## Given instruction:
Retype only the lines running from the line that contains "Convert this table" to the line that contains "string; rows: Row[]", inclusive, and leave the pictures behind.

## Material shown:
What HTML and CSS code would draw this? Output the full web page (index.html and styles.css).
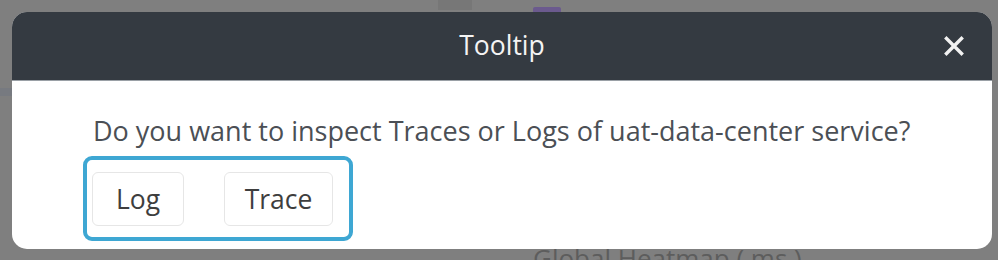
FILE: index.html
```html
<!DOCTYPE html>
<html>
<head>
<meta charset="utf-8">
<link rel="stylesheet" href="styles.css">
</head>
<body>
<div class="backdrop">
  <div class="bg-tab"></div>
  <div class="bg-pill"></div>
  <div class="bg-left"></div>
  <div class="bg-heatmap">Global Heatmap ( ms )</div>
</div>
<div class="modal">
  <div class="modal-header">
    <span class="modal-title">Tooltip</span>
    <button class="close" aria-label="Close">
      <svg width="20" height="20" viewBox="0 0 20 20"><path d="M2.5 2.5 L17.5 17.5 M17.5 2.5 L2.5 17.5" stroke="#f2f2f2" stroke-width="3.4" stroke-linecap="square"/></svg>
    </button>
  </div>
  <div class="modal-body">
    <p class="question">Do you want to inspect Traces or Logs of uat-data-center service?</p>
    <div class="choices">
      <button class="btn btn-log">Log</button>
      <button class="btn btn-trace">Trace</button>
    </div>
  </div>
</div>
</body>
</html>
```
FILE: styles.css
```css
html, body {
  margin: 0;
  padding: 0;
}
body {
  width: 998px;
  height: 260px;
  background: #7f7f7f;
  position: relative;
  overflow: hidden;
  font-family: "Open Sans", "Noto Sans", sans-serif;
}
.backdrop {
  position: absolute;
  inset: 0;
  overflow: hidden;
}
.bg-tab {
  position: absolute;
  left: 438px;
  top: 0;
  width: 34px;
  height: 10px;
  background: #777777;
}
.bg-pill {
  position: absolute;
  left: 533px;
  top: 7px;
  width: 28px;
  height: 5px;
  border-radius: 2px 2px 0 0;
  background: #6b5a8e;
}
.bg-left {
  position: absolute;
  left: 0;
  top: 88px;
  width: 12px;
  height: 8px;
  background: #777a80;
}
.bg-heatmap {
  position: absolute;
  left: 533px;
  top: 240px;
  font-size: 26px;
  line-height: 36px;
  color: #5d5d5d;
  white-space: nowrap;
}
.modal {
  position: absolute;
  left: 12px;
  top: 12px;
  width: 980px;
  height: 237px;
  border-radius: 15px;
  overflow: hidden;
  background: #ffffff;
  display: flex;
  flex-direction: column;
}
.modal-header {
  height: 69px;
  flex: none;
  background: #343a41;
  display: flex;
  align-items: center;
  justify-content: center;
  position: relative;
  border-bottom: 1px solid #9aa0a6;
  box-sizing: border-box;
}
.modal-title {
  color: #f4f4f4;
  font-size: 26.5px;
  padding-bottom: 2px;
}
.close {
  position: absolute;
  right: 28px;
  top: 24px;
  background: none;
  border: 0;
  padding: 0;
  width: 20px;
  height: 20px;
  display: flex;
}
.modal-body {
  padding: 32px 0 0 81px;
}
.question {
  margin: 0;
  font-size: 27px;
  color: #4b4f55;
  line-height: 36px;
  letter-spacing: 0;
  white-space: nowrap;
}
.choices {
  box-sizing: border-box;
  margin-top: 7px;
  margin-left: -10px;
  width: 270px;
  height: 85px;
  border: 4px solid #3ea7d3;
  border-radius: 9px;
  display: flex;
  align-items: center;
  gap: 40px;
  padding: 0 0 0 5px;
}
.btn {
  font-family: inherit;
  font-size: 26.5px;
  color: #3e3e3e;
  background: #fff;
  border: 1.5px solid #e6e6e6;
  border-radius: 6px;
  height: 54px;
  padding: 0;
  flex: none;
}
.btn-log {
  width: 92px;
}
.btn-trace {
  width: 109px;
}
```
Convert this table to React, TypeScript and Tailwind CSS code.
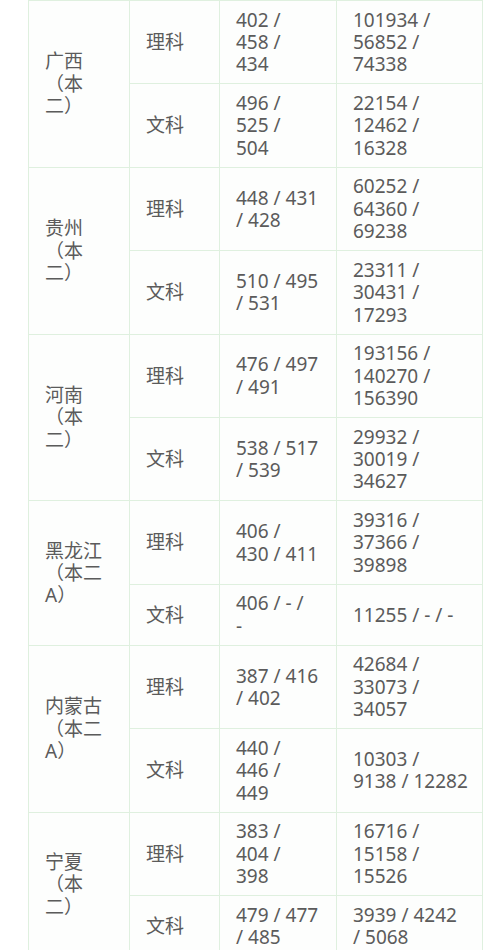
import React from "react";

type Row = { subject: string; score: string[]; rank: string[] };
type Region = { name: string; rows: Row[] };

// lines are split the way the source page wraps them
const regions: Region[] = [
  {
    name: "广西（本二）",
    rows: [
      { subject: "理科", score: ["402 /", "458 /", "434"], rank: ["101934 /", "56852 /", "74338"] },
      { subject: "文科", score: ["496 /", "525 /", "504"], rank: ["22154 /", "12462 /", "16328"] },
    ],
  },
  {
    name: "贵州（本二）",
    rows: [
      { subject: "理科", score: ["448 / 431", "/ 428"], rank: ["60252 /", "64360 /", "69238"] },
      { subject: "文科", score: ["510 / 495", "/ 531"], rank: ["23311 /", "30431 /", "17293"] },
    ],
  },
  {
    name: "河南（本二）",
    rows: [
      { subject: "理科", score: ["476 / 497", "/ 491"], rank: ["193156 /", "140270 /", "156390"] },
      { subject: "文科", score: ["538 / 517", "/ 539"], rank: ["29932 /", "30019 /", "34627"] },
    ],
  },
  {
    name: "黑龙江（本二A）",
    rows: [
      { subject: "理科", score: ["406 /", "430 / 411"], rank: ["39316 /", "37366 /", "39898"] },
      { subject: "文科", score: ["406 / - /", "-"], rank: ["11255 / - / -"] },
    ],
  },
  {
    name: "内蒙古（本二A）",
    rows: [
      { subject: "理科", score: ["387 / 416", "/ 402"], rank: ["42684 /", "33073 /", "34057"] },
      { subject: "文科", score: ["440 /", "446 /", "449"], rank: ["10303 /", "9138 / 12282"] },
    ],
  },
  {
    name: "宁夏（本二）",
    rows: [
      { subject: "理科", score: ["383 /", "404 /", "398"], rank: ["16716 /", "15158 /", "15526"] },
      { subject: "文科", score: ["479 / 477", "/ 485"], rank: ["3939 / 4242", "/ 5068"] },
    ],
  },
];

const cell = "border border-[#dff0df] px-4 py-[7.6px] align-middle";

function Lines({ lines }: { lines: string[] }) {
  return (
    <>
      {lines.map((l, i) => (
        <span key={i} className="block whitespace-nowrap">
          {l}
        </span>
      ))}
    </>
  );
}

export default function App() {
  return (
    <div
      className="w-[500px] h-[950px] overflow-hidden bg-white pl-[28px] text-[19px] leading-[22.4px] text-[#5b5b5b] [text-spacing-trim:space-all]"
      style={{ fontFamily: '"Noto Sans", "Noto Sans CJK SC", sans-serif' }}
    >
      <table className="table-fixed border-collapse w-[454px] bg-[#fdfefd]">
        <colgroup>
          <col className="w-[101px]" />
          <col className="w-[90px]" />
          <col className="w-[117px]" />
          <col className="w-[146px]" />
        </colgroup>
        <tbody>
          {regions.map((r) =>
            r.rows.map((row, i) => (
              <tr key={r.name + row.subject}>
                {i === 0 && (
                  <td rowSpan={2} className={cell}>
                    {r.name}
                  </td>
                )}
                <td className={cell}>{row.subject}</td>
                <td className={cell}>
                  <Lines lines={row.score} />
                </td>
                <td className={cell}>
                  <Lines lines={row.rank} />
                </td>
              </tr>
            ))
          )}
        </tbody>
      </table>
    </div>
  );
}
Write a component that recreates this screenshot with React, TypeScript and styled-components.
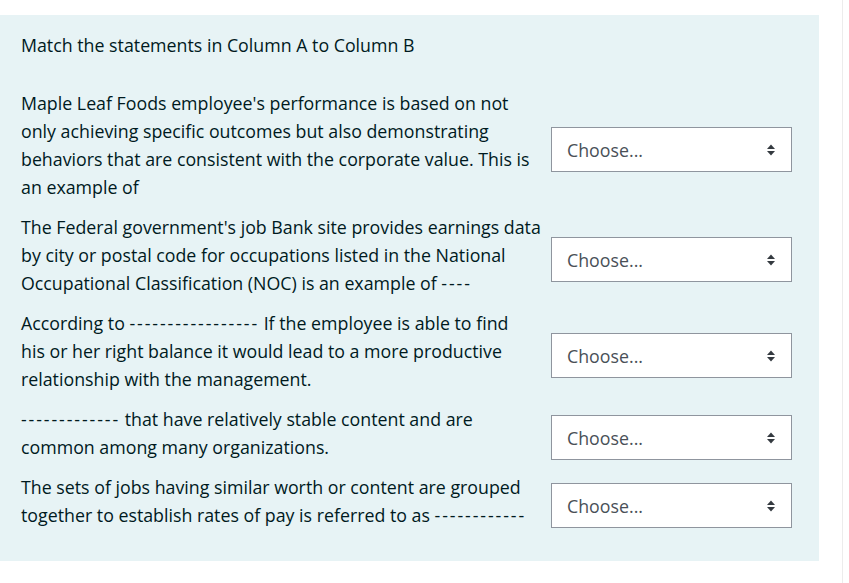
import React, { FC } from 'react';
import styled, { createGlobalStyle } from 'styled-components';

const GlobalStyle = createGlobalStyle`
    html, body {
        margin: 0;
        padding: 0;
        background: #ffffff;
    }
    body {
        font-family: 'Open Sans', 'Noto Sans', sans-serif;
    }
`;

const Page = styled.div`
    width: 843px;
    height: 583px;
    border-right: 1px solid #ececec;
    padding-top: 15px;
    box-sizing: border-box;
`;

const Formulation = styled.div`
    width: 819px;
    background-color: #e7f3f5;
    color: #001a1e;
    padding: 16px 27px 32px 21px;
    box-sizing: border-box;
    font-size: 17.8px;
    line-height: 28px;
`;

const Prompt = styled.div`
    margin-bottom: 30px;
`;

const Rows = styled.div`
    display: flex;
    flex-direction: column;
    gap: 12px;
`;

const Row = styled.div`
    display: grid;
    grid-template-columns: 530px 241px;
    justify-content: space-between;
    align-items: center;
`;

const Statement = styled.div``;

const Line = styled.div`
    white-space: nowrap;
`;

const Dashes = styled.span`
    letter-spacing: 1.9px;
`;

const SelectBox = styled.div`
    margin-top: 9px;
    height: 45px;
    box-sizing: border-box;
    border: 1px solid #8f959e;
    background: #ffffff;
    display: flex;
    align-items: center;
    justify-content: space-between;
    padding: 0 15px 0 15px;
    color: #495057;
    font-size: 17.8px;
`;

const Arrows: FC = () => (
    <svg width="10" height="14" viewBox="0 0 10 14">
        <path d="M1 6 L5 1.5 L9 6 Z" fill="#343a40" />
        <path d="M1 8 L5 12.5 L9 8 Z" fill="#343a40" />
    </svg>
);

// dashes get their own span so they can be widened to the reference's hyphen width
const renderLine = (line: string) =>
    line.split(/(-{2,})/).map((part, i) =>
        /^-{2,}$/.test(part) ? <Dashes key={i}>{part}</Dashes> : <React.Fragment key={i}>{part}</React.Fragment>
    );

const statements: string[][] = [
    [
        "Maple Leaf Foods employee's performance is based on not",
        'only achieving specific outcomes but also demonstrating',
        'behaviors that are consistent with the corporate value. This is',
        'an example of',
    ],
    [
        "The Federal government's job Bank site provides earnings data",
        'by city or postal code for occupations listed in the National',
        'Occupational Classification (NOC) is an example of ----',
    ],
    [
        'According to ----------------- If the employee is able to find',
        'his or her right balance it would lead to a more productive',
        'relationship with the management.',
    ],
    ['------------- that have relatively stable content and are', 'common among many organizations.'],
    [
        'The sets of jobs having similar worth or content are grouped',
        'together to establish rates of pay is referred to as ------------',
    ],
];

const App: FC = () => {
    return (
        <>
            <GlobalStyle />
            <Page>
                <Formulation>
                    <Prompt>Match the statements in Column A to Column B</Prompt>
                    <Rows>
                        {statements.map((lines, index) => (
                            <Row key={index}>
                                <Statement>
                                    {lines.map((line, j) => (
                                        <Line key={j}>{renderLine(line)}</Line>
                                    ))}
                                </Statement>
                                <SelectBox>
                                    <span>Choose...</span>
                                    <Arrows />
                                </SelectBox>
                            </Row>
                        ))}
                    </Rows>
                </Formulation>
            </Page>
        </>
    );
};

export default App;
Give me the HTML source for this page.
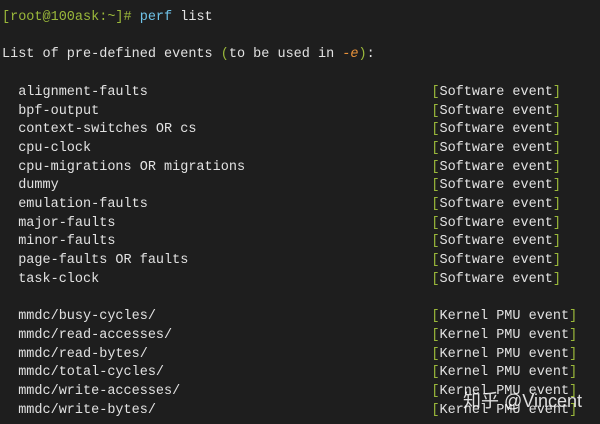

## Response to this task:
Convert this table to React, TypeScript and Tailwind CSS code.
import React from "react";

type Row = { subject: string; score: string[]; rank: string[] };
type Region = { name: string; rows: Row[] };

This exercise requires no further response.